■ Objective ■
Establish how many lines in the material include the string "components" and report it as a lone number.

■ Supplied material ■
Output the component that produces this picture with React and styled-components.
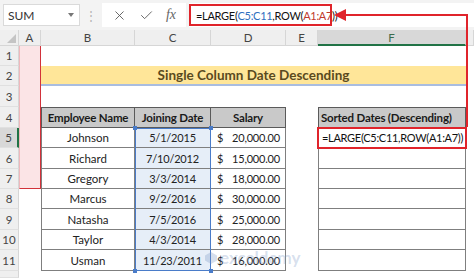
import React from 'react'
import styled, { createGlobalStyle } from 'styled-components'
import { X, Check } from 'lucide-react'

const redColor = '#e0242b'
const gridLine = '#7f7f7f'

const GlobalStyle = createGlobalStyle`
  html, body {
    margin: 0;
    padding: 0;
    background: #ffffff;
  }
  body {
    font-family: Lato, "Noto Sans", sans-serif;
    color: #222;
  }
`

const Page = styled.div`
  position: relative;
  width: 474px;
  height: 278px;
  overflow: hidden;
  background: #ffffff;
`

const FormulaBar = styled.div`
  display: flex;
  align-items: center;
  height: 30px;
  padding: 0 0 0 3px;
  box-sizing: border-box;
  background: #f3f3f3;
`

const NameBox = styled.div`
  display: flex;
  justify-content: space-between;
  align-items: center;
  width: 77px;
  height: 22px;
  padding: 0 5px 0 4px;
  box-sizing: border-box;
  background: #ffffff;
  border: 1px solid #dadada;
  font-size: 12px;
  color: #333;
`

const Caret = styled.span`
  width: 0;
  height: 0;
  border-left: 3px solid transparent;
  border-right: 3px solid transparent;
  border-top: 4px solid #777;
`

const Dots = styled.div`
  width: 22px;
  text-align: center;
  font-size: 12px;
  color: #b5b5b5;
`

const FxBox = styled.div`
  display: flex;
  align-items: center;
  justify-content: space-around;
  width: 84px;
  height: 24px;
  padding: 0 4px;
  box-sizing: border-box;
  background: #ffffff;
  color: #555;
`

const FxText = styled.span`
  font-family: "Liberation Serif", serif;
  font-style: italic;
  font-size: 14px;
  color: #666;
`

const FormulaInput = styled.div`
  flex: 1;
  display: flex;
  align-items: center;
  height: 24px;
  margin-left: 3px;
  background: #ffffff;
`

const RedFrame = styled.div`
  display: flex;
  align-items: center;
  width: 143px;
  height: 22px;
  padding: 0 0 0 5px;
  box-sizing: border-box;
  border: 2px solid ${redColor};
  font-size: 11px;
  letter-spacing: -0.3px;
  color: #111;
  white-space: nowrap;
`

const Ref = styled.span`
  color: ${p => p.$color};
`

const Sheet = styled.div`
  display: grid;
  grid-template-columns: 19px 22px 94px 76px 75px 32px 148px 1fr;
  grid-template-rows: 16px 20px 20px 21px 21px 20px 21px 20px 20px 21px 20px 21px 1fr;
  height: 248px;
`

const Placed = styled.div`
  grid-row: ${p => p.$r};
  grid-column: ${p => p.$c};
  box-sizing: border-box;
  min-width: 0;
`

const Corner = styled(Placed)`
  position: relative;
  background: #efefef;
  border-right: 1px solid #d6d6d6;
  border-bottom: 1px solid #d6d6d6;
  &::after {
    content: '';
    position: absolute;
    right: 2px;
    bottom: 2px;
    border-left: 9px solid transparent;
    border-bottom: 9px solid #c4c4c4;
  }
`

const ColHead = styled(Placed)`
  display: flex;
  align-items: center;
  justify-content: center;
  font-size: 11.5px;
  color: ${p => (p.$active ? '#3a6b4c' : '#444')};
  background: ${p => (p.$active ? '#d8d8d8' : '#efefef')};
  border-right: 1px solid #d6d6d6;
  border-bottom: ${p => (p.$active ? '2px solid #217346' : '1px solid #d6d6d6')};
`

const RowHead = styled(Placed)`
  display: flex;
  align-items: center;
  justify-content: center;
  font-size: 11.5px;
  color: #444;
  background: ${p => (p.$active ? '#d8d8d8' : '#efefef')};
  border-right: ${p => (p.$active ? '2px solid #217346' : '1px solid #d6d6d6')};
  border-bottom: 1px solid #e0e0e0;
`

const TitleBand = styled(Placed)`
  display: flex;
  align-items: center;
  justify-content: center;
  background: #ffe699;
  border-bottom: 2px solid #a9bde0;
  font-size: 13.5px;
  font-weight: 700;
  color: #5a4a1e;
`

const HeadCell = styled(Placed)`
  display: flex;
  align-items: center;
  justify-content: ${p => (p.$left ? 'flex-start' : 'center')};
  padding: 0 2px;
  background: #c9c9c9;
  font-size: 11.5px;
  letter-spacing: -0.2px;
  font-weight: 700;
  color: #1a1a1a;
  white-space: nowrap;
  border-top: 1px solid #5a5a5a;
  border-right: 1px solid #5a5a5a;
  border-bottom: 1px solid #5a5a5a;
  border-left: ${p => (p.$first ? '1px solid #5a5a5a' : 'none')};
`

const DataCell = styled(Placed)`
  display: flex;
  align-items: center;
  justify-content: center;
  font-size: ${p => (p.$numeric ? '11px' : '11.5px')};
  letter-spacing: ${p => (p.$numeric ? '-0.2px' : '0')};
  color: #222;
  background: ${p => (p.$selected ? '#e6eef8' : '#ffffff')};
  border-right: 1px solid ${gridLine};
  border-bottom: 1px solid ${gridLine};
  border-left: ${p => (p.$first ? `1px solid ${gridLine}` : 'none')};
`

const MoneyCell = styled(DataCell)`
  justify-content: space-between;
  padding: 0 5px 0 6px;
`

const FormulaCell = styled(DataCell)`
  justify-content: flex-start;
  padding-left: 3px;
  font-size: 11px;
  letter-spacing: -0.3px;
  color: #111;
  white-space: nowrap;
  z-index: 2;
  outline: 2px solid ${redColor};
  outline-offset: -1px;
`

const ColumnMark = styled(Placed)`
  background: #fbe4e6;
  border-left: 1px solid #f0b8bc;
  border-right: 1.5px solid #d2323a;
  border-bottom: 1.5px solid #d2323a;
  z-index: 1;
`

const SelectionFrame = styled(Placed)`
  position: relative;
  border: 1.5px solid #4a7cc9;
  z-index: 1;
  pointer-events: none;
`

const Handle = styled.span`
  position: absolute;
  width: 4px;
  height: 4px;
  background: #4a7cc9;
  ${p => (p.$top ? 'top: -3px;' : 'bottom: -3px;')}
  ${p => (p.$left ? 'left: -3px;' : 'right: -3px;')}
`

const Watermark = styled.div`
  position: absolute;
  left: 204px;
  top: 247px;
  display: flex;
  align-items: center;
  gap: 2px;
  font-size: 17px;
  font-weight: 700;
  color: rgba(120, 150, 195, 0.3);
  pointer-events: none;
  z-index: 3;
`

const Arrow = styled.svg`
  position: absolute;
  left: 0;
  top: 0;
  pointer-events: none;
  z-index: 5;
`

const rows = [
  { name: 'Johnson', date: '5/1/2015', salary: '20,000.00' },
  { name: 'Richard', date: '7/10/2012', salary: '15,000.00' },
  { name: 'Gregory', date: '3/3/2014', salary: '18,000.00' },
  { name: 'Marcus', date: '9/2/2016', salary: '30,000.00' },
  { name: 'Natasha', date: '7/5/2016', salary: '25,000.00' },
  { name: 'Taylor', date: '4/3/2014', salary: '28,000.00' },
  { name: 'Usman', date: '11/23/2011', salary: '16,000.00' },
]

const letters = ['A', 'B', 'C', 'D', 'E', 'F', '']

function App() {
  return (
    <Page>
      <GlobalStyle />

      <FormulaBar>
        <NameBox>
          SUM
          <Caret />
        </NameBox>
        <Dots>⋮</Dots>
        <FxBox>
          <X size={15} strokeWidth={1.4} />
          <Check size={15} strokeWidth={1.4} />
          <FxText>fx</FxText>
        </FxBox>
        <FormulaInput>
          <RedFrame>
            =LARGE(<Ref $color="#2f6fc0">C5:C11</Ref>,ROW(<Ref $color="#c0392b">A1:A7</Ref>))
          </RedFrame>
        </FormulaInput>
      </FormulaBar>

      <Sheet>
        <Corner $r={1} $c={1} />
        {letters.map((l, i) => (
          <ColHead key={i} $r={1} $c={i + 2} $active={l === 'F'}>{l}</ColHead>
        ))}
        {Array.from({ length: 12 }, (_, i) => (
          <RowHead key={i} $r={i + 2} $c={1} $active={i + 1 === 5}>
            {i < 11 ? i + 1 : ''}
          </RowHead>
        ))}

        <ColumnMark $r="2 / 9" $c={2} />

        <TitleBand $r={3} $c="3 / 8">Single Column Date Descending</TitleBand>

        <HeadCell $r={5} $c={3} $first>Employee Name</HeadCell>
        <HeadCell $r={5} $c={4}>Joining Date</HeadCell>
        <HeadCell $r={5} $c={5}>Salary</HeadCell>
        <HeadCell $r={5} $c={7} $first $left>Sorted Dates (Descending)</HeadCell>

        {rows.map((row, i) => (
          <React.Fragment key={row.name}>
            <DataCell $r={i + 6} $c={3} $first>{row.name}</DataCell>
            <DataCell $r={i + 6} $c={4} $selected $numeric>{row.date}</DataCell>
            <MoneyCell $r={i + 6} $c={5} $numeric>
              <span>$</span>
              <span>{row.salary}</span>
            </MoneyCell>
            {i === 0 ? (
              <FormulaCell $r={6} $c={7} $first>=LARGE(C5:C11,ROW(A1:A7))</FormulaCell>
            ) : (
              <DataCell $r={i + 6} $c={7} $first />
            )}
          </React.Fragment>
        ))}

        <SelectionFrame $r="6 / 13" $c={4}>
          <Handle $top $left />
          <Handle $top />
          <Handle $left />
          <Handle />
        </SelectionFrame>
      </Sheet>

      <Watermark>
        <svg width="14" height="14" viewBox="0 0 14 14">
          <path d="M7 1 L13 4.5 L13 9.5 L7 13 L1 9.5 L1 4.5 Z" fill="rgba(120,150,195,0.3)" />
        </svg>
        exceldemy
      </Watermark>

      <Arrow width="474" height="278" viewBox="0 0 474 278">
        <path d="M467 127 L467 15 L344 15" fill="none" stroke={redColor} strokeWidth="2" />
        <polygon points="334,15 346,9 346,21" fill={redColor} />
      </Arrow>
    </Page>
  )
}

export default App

■ Problem solution ■
2